Competitive bidding will be dead by the year 2000.
We don't think so, but Arthur Spector, managing director and manager of the public finance department of Prudential Securities, does. "I believe that the advertised sale of municipal bonds as we know it has become a relic of the past and that, by the year 2000, the advertised sale will be dead. In fact, it will be dead and forgotten," he said recently at the Northeast State Treasurers' Conference in Rockport, Maine.
If we can boil down Arthur's argument correctly, it goes like this: Negotiated bond sales have grown tremendously over the past 20 years because the projects that local governments have taken on -- housing; health care, student loans, and so on -- have expanded and become complex. At the same time, financing methods -- such as zeros, put bonds, floaters, and derivatives -- have become much more sophisticated.
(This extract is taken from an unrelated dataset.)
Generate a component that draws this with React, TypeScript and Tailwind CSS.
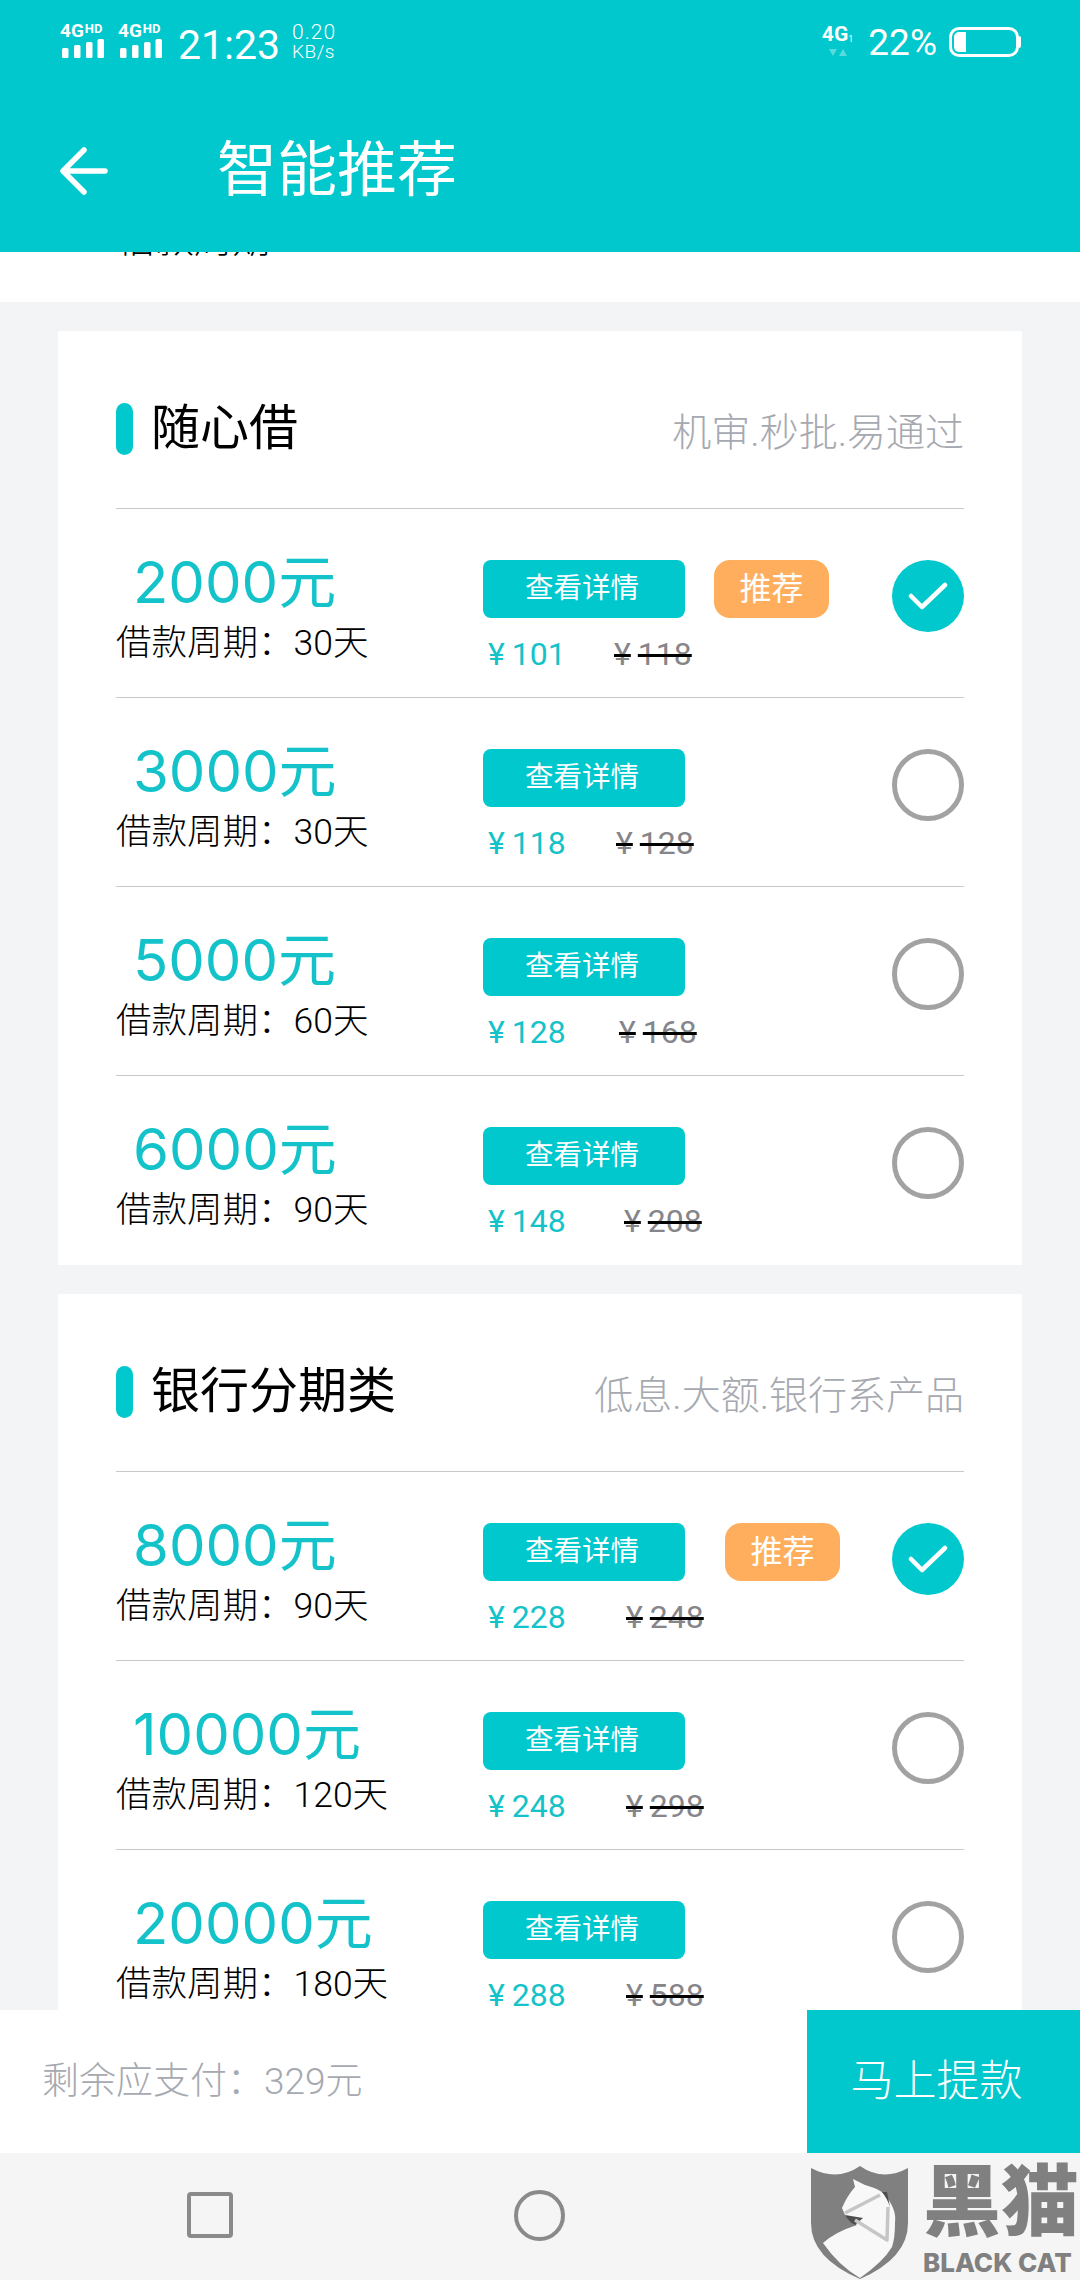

To gain the confidence of investors in this increasingly elegant market, there must be good disclosure, Arthur says, and he couldn't be more correct. More and better information must be provided to the marketplace simply as a by-product of the greater complexities of modern financings.
"The notion that an issuer is well served to establish a simple structure and reduce the decision to a single bid at a single point in time is inconsistent with the increasingly volatile and dynamic nature of our markets today," he told the Northeast treasurers.
For all the truth in this argument, it forgets that massive portions of the municipal market are not sophisticated -- on purpose. Furthermore, not all Wall Street sophistication is loved across the land -- with good reason.
Grady Patterson Jr., treasurer of South Carolina, last year took a look at the competitive versus negotiated debate and said: "Remove doubt and suspicion -- sell at public auction." Michael Daun, comptroller of Milwaukee, said, "The more competition, the lower the price."
But Robert Lenna, executive director of the Maine Municipal Bond Bank, warned that restricting financing to competitive sales would only destroy opportunities for creativity and precise timing.
We love these arguments because they never end. There's truth on both sides. The Bond Buyer is biased, of course, because competitive bond-sale advertisements help pay our salaries, but that doesn't keep us from coming down four-square in favor of both kinds of bond sales.
We expect both kinds of sales to be around long after 2000, but it was still great to hear Arthur Spector make an unequivocal prediction to the contrary. No weasel-wording for him.